Now that you know what's available, you'll want to pick which columns you'd like to work with and aggregate rows if necessary.

In [35]:
# A list of the columns you'd like to include in your analysis
my_cols = [
    'state',
    'plant_id_eia', 
    'unitid',
    'so2_mass_lbs', 
    'nox_mass_lbs', 
    'co2_mass_tons',
]

# Select emissions data are grouped by state, plant_id and unit_id
# goes BONKERS when I try and add state to the groupby
my_cems_dd = (
    dd.read_parquet(epacems_path, columns=my_cols)
    .assign(state=lambda x: x['state'].astype('string'))
    .groupby(['plant_id_eia', 'unitid', 'state'])[
         ['so2_mass_lbs', 'nox_mass_lbs', 'co2_mass_tons']]
    .sum())

#### 3. Transfer your desired data to pandas

Now that you've selected the data you want to work with, we'll transfer it to pandas so that all rows are accessible.
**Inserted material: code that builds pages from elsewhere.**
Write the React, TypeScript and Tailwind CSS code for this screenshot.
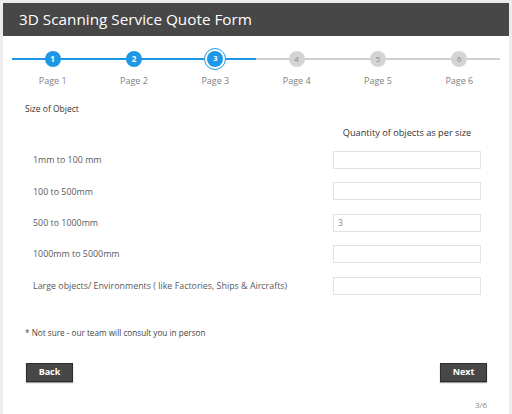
import React from 'react';

const steps = [1, 2, 3, 4, 5, 6];
const current = 3;

const rows = [
  { label: '1mm to 100 mm', value: '' },
  { label: '100 to 500mm', value: '' },
  { label: '500 to 1000mm', value: '3' },
  { label: '1000mm to 5000mm', value: '' },
  { label: 'Large objects/ Environments ( like Factories, Ships & Aircrafts)', value: '' },
];

const Stepper: React.FC = () => (
  <div className="flex px-[9px] pt-[12px]">
    {steps.map((n) => {
      const done = n <= current;
      return (
        <div key={n} className="flex-1 flex flex-col items-center">
          <div className="relative w-full h-[22px] flex items-center justify-center">
            <div
              className={`absolute left-0 right-0 top-[10px] h-[2px] ${done ? 'bg-[#1e98e6]' : 'bg-[#cfcfcf]'}`}
            />
            {n === current ? (
              <div className="relative w-[22px] h-[22px] rounded-full border border-[#1e98e6] bg-white flex items-center justify-center">
                <div className="w-[16px] h-[16px] rounded-full bg-[#1e98e6] text-white text-[7.5px] font-bold flex items-center justify-center">
                  {n}
                </div>
              </div>
            ) : (
              <div
                className={`relative w-[16px] h-[16px] rounded-full text-[8px] flex items-center justify-center ${
                  done ? 'bg-[#1e98e6] text-white font-bold' : 'bg-[#d4d4d4] text-[#8a8a8a]'
                }`}
              >
                {n}
              </div>
            )}
          </div>
          <div className="mt-[5px] text-[9px] leading-[12px] text-[#808080]">Page {n}</div>
        </div>
      );
    })}
  </div>
);

export default function App() {
  return (
    <div
      className="w-[512px] h-[414px] bg-[#ececec] pt-[3px] pl-[3px] pr-[3px] overflow-hidden"
      style={{ fontFamily: '"Open Sans", "Liberation Sans", sans-serif' }}
    >
      <div className="bg-white h-full flex flex-col">
        <div className="h-[33px] bg-[#474747] pl-[16px] flex items-center text-white text-[15.3px] leading-none">
          3D Scanning Service Quote Form
        </div>

        <Stepper />

        <div className="pl-[22px] pr-[28px]">
          <div className="mt-[16px] text-[8.5px] leading-[12px] text-[#333]">Size of Object</div>

          <div className="mt-[11px] flex justify-end">
            <div className="w-[148px] text-center text-[9.2px] leading-[14px] text-[#333]">
              Quantity of objects as per size
            </div>
          </div>

          <div className="mt-[11px] flex flex-col gap-[13.4px]">
            {rows.map((r) => (
              <div key={r.label} className="flex items-center">
                <div className="flex-1 pl-[8px] text-[8.9px] text-[#5a5a5a]">{r.label}</div>
                <input
                  readOnly
                  value={r.value}
                  className="w-[148px] h-[18px] border border-[#e3e3e3] px-[4px] text-[8.5px] text-[#888] outline-none"
                />
              </div>
            ))}
          </div>

          <div className="mt-[32px] text-[8.2px] leading-[12px] text-[#444]">
            * Not sure - our team will consult you in person
          </div>

          <div className="mt-[24px] flex justify-between pl-[1px]">
            <button className="w-[47px] h-[19px] bg-[#474747] border border-[#2e2e2e] shadow-[0_1px_1px_rgba(0,0,0,0.4)] text-white text-[9px] font-bold">
              Back
            </button>
            <button className="w-[47px] h-[19px] mr-[-6px] bg-[#474747] border border-[#2e2e2e] shadow-[0_1px_1px_rgba(0,0,0,0.4)] text-white text-[9px] font-bold">
              Next
            </button>
          </div>

          <div className="mt-[17px] flex justify-end mr-[-6px] text-[8px] text-[#888]">3/6</div>
        </div>
      </div>
    </div>
  );
}
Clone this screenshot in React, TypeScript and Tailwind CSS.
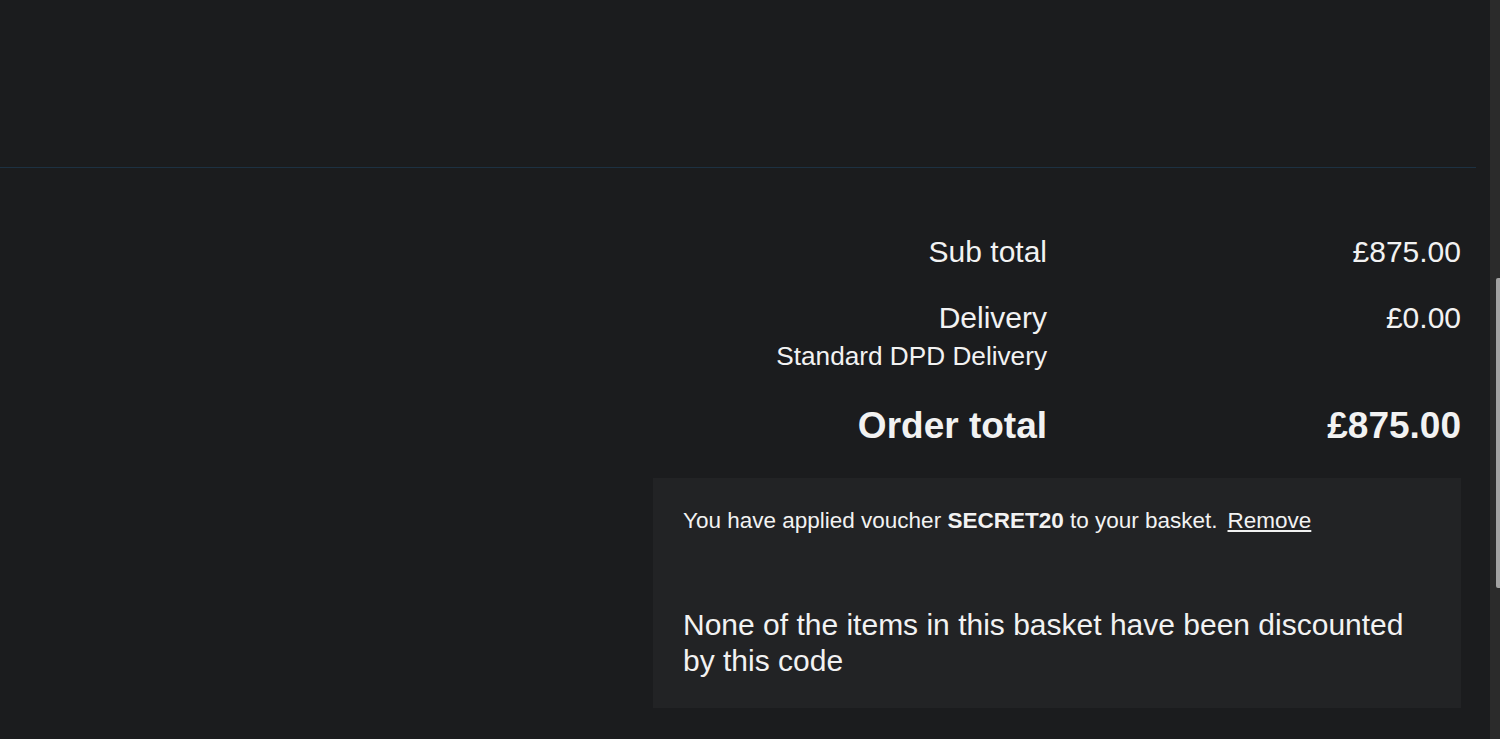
import React from 'react';

const rows = [
  { label: 'Sub total', value: '£875.00' },
];

const App: React.FC = () => {
  return (
    <div
      className="flex h-[739px] w-full overflow-hidden bg-[#1b1c1e] text-[#f2f2f2]"
      style={{ fontFamily: '"Liberation Sans", Arial, sans-serif' }}
    >
      {/* Page */}
      <div className="flex-1 flex flex-col mr-[14px]">
        <div className="h-[168px] border-b-[1.5px] border-[#1d3142]" />

        {/* Basket summary */}
        <div className="ml-auto mr-[15px] w-[808px] pt-[66px]">
          {rows.map(r => (
            <div key={r.label} className="flex text-[30px] leading-[36px]">
              <div className="w-[394px] text-right">{r.label}</div>
              <div className="flex-1 text-right">{r.value}</div>
            </div>
          ))}

          <div className="flex mt-[30px]">
            <div className="w-[394px] text-right">
              <div className="text-[30px] leading-[36px]">Delivery</div>
              <div className="text-[26.2px] leading-[40px]">Standard DPD Delivery</div>
            </div>
            <div className="flex-1 text-right text-[30px] leading-[36px]">£0.00</div>
          </div>

          <div className="flex mt-[28px] text-[37px] leading-[44px] font-bold">
            <div className="w-[394px] text-right">Order total</div>
            <div className="flex-1 text-right">£875.00</div>
          </div>

          {/* Voucher */}
          <div className="mt-[30px] bg-[#222325] px-[30px] pt-[29px] pb-[29px]">
            <p className="text-[22.5px] leading-[28px]">
              You have applied voucher <strong>SECRET20</strong> to your basket.
              <a href="#" className="ml-[10px] underline">Remove</a>
            </p>
            <p className="mt-[72px] text-[30px] leading-[36px]">
              None of the items in this basket have been discounted by this code
            </p>
          </div>
        </div>
      </div>

      {/* Scrollbar */}
      <div className="w-[10px] bg-[#2b2b2b] flex justify-end">
        <div className="mt-[278px] h-[310px] w-[4px] rounded-l-[2px] bg-[#a3a3a3]" />
      </div>
    </div>
  );
};

export default App;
It'll take a moment to run because there are so many rows.

In [36]:
# Create a pandas dataframe out of your Dask dataframe and add a column to indicate the year the data are coming from
# This may take a moment to run...
client = Client()
my_cems_df = (
    client.compute(my_cems_dd)
    .result()
    .assign(year=year)
)

Perhaps you already have a cluster running?
Hosting the HTTP server on port 58018 instead


In [10]:
# CEMS access via DD client? why need that rather than 
# just strait pandas.read_parquet()

client = Client()
cols = ['plant_id_eia', 'unitid',
        'so2_mass_lbs', 'nox_mass_lbs', 'co2_mass_tons']

out_df = pd.DataFrame()
for yr in range(2018, 2019):
    epacems_path = (pudl_settings['parquet_dir'] + f'/epacems/year={yr}')
    cems_dd = (
        dd.read_parquet(epacems_path, columns=cols)
        .groupby(['plant_id_eia', 'unitid'])[
            ['so2_mass_lbs', 'nox_mass_lbs', 'co2_mass_tons']]
        .sum())
    cems_df = (
        client.compute(cems_dd)
        .result()
        .assign(year=yr))
    out_df = pd.concat([out_df, cems_df])

In [15]:
epacems_path = (pudl_settings['parquet_dir'] + f'/epacems/year=2018')
#pd.read_parquet(epacems_path)
cems_dd = dd.read_parquet(epacems_path)

In [16]:
cems_dd.columns.tolist()

['plant_id_eia',
 'unitid',
 'operating_datetime_utc',
 'operating_time_hours',
 'gross_load_mw',
 'steam_load_1000_lbs',
 'so2_mass_lbs',
 'so2_mass_measurement_code',
 'nox_rate_lbs_mmbtu',
 'nox_rate_measurement_code',
 'nox_mass_lbs',
 'nox_mass_measurement_code',
 'co2_mass_tons',
 'co2_mass_measurement_code',
 'heat_content_mmbtu',
 'facility_id',
 'unit_id_epa',
 'state']